State Department officials could not locate any documentation that Hillary Clinton and six of her top aides completed a mandatory ethics training class upon joining the administration.

According to documents unearthed by a Freedom of Information Act lawsuit filed by the Republican National Committee, Huma Abedin, then Clinton's deputy chief of staff, was pushed by State Department officials after she failed to complete an annual ethics training course in 2012.

But the agency could produce few additional records to indicate that Clinton, Abedin or other senior officials participated in a required ethics orientation or any of the mandatory annual classes in the years that followed.

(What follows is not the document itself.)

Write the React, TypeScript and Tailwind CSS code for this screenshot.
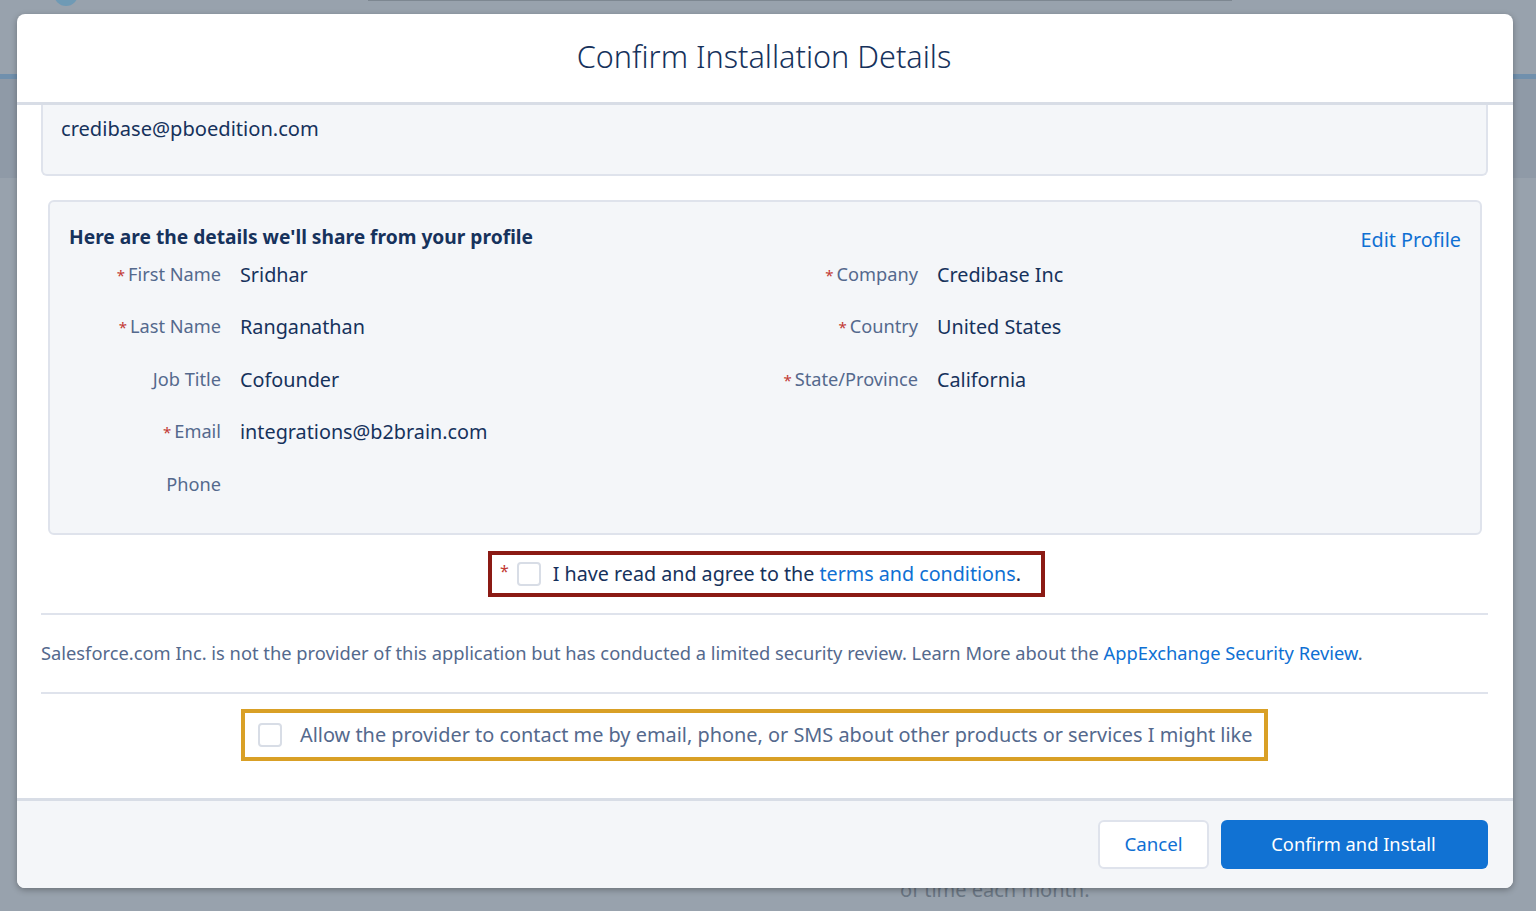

The revelation, made public by the RNC Thursday, could deepen suspicion among Clinton's detractors that her tenure at the State Department was marked by a concerningly casual approach to ethics, whether that involved undisclosed foreign donations to the Clinton Foundation or an unauthorized email network on which classified information was stored.

"The State Department's own regulations say the responsibility for carrying out the agency's ethics program rests with the secretary, and by all accounts, it was never a priority for Hillary Clinton," said Reince Priebus, chairman of the RNC.

"The complete absence of records showing Clinton and her top aides completed annual ethics trainings required by federal law is par for the course for her tenure as secretary of state, where the rules didn't seem to apply and pay-to-play was the name of the game," he added.

An Office of Government Ethics report published in 2012 discovered roughly 70 percent of political appointees at the State Department failed to complete their required annual ethics training.

The RNC filed an open records lawsuit in March in pursuit of the ethics-related documents. It is one of more than a half-dozen groups presently engaged in litigation with the State Department over emails and memos from Clinton's time as the nation's chief diplomat.